Start

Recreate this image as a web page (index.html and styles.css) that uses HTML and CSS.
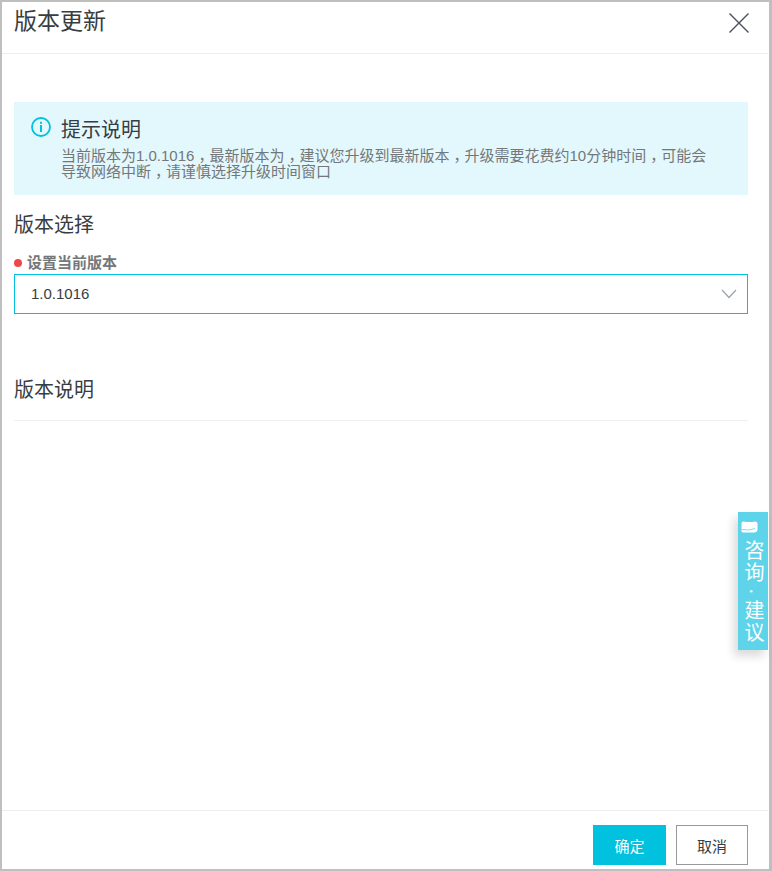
FILE: index.html
```html
<!DOCTYPE html>
<html lang="zh-CN">
<head>
<meta charset="utf-8">
<title>版本更新</title>
<link rel="stylesheet" href="styles.css">
</head>
<body>
<div class="dialog">
  <header class="dialog-header">
    <h1 class="dialog-title">版本更新</h1>
    <button class="close" aria-label="关闭">
      <svg width="20" height="20" viewBox="0 0 20 20"><path d="M0.500 0.500L19.500 19.500M19.500 0.500L0.500 19.500" fill="none" stroke="#4a5058" stroke-width="1.4"/></svg>
    </button>
  </header>
  <main class="dialog-body">
    <section class="notice">
      <svg class="notice-icon" width="20" height="20" viewBox="0 0 20 20"><circle cx="10" cy="10" r="9" fill="none" stroke="#00c1de" stroke-width="1.8"/><rect x="9" y="4.800" width="2" height="2" fill="#00c1de"/><rect x="9" y="8" width="2" height="7" fill="#00c1de"/></svg>
      <div class="notice-content">
        <h2 class="notice-title">提示说明</h2>
        <p class="notice-text">当前版本为1.0.1016<span class="comma">，</span>最新版本为<span class="comma">，</span>建议您升级到最新版本<span class="comma">，</span>升级需要花费约10分钟时间<span class="comma">，</span>可能会导致网络中断<span class="comma">，</span>请谨慎选择升级时间窗口</p>
      </div>
    </section>
    <h2 class="section-title">版本选择</h2>
    <label class="field-label"><span class="required"></span>设置当前版本</label>
    <div class="select">
      <span>1.0.1016</span>
      <svg width="16" height="10" viewBox="0 0 16 10"><path d="M1 1L8 8.500L15 1" fill="none" stroke="#9aa3a8" stroke-width="1.2"/></svg>
    </div>
    <h2 class="section-title notes-title">版本说明</h2>
    <div class="notes"></div>
  </main>
  <footer class="dialog-footer">
    <button class="btn btn-primary">确定</button>
    <button class="btn btn-default">取消</button>
  </footer>
</div>
<aside class="feedback">
  <svg width="17" height="12" viewBox="0 0 17 12"><path d="M2.500 0.500Q9 1.500 14 0.500Q16.500 0.500 16.500 2.500V8Q16.500 11.500 13 11.500H2Q0.500 11.500 0.500 10V2.500Q0.500 0.500 2.500 0.500Z" fill="#fff"/><path d="M0.500 8.500Q8 10 14 7.500" fill="none" stroke="#5ed4ea" stroke-width="0.8"/></svg>
  <span class="feedback-text">咨询<span class="feedback-dot">·</span>建议</span>
</aside>
</body>
</html>
```
FILE: styles.css
```css
* { box-sizing: border-box; }
html, body { margin: 0; padding: 0; height: 100%; }
body {
  width: 772px;
  height: 871px;
  overflow: hidden;
  position: relative;
  background: #bfbfbf;
  padding: 2px 3px 2px 2px;
  font-family: "Liberation Sans", "Noto Sans CJK SC", sans-serif;
  color: #333;
}
.dialog {
  height: 100%;
  background: #fff;
  display: flex;
  flex-direction: column;
  padding-right: 1px;
}
.dialog-header {
  height: 52px;
  flex: none;
  border-bottom: 1px solid #eeeeee;
  display: flex;
  justify-content: space-between;
  padding: 0 19px 0 12px;
}
.dialog-title {
  margin: 0;
  font-size: 23px;
  font-weight: 400;
  line-height: 38px;
  color: #373d41;
}
.close {
  border: 0;
  background: none;
  padding: 10px 0 0;
  height: 32px;
}
.close svg { display: block; }
.dialog-body {
  flex: 1;
  padding: 48px 20px 0 12px;
}
.notice {
  height: 93px;
  background: #e3f8fd;
  display: flex;
  padding: 15px 16px 0 17px;
  gap: 10px;
}
.notice-icon { flex: none; }
.notice-title {
  margin: 1px 0 0;
  font-size: 20px;
  font-weight: 400;
  line-height: 24px;
  color: #373d41;
}
.notice-text {
  margin: 6px 0 0;
  font-size: 15px;
  line-height: 16px;
  color: #73777a;
  width: 650px;
}
.comma {
  padding-left: 4px;
  margin-right: -4px;
}
.section-title {
  margin: 16px 0 0;
  font-size: 20px;
  font-weight: 400;
  line-height: 28px;
  color: #373d41;
}
.field-label {
  display: flex;
  align-items: center;
  margin-top: 14px;
  height: 20px;
  font-size: 15px;
  font-weight: 700;
  line-height: 20px;
  color: #73777a;
}
.required {
  width: 8px;
  height: 8px;
  border-radius: 50%;
  background: #f04848;
  margin-right: 5px;
}
.select {
  height: 40px;
  margin-top: 1px;
  border: 1px solid #00c1de;
  display: flex;
  align-items: center;
  justify-content: space-between;
  padding: 0 10px 0 16px;
  font-size: 15px;
  line-height: 17px;
  color: #373d41;
}
.select span { margin-top: -2px; }
.notes-title { margin-top: 62px; }
.notes {
  margin-top: 16px;
  border-top: 1px solid #eeeeee;
}
.dialog-footer {
  height: 59px;
  flex: none;
  border-top: 1px solid #eeeeee;
  display: flex;
  justify-content: flex-end;
  gap: 10px;
  padding: 14px 20px 0 0;
}
.btn {
  height: 40px;
  font: 15px "Liberation Sans", "Noto Sans CJK SC", sans-serif;
  padding: 0;
}
.btn-primary {
  width: 73px;
  border: 0;
  background: #00c1de;
  color: #fff;
}
.btn-default {
  width: 72px;
  border: 1px solid #999;
  background: #fff;
  color: #373d41;
}
.feedback {
  position: absolute;
  left: 738px;
  top: 512px;
  width: 30px;
  height: 138px;
  background: #5ed4ea;
  box-shadow: -4px 6px 10px rgba(0, 0, 0, 0.15);
  display: flex;
  flex-direction: column;
  align-items: center;
  padding-top: 9px;
  color: #fff;
}
.feedback svg { flex: none; margin-left: -8px; }
.feedback-text {
  writing-mode: vertical-rl;
  font-size: 20px;
  line-height: 20px;
  letter-spacing: 2px;
  margin-top: 7px;
}
.feedback-dot { padding-inline: 4px; }
```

End

**The problem:**
Transcribe the whole listing exactly. Pictures stay out of your copy.

**Result of this task:**
Recreate this image as a web page (index.html and styles.css) that uses HTML and CSS.
FILE: index.html
```html
<!DOCTYPE html>
<html lang="zh-CN">
<head>
<meta charset="utf-8">
<title>版本更新</title>
<link rel="stylesheet" href="styles.css">
</head>
<body>
<div class="dialog">
  <header class="dialog-header">
    <h1 class="dialog-title">版本更新</h1>
    <button class="close" aria-label="关闭">
      <svg width="20" height="20" viewBox="0 0 20 20"><path d="M0.500 0.500L19.500 19.500M19.500 0.500L0.500 19.500" fill="none" stroke="#4a5058" stroke-width="1.4"/></svg>
    </button>
  </header>
  <main class="dialog-body">
    <section class="notice">
      <svg class="notice-icon" width="20" height="20" viewBox="0 0 20 20"><circle cx="10" cy="10" r="9" fill="none" stroke="#00c1de" stroke-width="1.8"/><rect x="9" y="4.800" width="2" height="2" fill="#00c1de"/><rect x="9" y="8" width="2" height="7" fill="#00c1de"/></svg>
      <div class="notice-content">
        <h2 class="notice-title">提示说明</h2>
        <p class="notice-text">当前版本为1.0.1016<span class="comma">，</span>最新版本为<span class="comma">，</span>建议您升级到最新版本<span class="comma">，</span>升级需要花费约10分钟时间<span class="comma">，</span>可能会导致网络中断<span class="comma">，</span>请谨慎选择升级时间窗口</p>
      </div>
    </section>
    <h2 class="section-title">版本选择</h2>
    <label class="field-label"><span class="required"></span>设置当前版本</label>
    <div class="select">
      <span>1.0.1016</span>
      <svg width="16" height="10" viewBox="0 0 16 10"><path d="M1 1L8 8.500L15 1" fill="none" stroke="#9aa3a8" stroke-width="1.2"/></svg>
    </div>
    <h2 class="section-title notes-title">版本说明</h2>
    <div class="notes"></div>
  </main>
  <footer class="dialog-footer">
    <button class="btn btn-primary">确定</button>
    <button class="btn btn-default">取消</button>
  </footer>
</div>
<aside class="feedback">
  <svg width="17" height="12" viewBox="0 0 17 12"><path d="M2.500 0.500Q9 1.500 14 0.500Q16.500 0.500 16.500 2.500V8Q16.500 11.500 13 11.500H2Q0.500 11.500 0.500 10V2.500Q0.500 0.500 2.500 0.500Z" fill="#fff"/><path d="M0.500 8.500Q8 10 14 7.500" fill="none" stroke="#5ed4ea" stroke-width="0.8"/></svg>
  <span class="feedback-text">咨询<span class="feedback-dot">·</span>建议</span>
</aside>
</body>
</html>
```
FILE: styles.css
```css
* { box-sizing: border-box; }
html, body { margin: 0; padding: 0; height: 100%; }
body {
  width: 772px;
  height: 871px;
  overflow: hidden;
  position: relative;
  background: #bfbfbf;
  padding: 2px 3px 2px 2px;
  font-family: "Liberation Sans", "Noto Sans CJK SC", sans-serif;
  color: #333;
}
.dialog {
  height: 100%;
  background: #fff;
  display: flex;
  flex-direction: column;
  padding-right: 1px;
}
.dialog-header {
  height: 52px;
  flex: none;
  border-bottom: 1px solid #eeeeee;
  display: flex;
  justify-content: space-between;
  padding: 0 19px 0 12px;
}
.dialog-title {
  margin: 0;
  font-size: 23px;
  font-weight: 400;
  line-height: 38px;
  color: #373d41;
}
.close {
  border: 0;
  background: none;
  padding: 10px 0 0;
  height: 32px;
}
.close svg { display: block; }
.dialog-body {
  flex: 1;
  padding: 48px 20px 0 12px;
}
.notice {
  height: 93px;
  background: #e3f8fd;
  display: flex;
  padding: 15px 16px 0 17px;
  gap: 10px;
}
.notice-icon { flex: none; }
.notice-title {
  margin: 1px 0 0;
  font-size: 20px;
  font-weight: 400;
  line-height: 24px;
  color: #373d41;
}
.notice-text {
  margin: 6px 0 0;
  font-size: 15px;
  line-height: 16px;
  color: #73777a;
  width: 650px;
}
.comma {
  padding-left: 4px;
  margin-right: -4px;
}
.section-title {
  margin: 16px 0 0;
  font-size: 20px;
  font-weight: 400;
  line-height: 28px;
  color: #373d41;
}
.field-label {
  display: flex;
  align-items: center;
  margin-top: 14px;
  height: 20px;
  font-size: 15px;
  font-weight: 700;
  line-height: 20px;
  color: #73777a;
}
.required {
  width: 8px;
  height: 8px;
  border-radius: 50%;
  background: #f04848;
  margin-right: 5px;
}
.select {
  height: 40px;
  margin-top: 1px;
  border: 1px solid #00c1de;
  display: flex;
  align-items: center;
  justify-content: space-between;
  padding: 0 10px 0 16px;
  font-size: 15px;
  line-height: 17px;
  color: #373d41;
}
.select span { margin-top: -2px; }
.notes-title { margin-top: 62px; }
.notes {
  margin-top: 16px;
  border-top: 1px solid #eeeeee;
}
.dialog-footer {
  height: 59px;
  flex: none;
  border-top: 1px solid #eeeeee;
  display: flex;
  justify-content: flex-end;
  gap: 10px;
  padding: 14px 20px 0 0;
}
.btn {
  height: 40px;
  font: 15px "Liberation Sans", "Noto Sans CJK SC", sans-serif;
  padding: 0;
}
.btn-primary {
  width: 73px;
  border: 0;
  background: #00c1de;
  color: #fff;
}
.btn-default {
  width: 72px;
  border: 1px solid #999;
  background: #fff;
  color: #373d41;
}
.feedback {
  position: absolute;
  left: 738px;
  top: 512px;
  width: 30px;
  height: 138px;
  background: #5ed4ea;
  box-shadow: -4px 6px 10px rgba(0, 0, 0, 0.15);
  display: flex;
  flex-direction: column;
  align-items: center;
  padding-top: 9px;
  color: #fff;
}
.feedback svg { flex: none; margin-left: -8px; }
.feedback-text {
  writing-mode: vertical-rl;
  font-size: 20px;
  line-height: 20px;
  letter-spacing: 2px;
  margin-top: 7px;
}
.feedback-dot { padding-inline: 4px; }
```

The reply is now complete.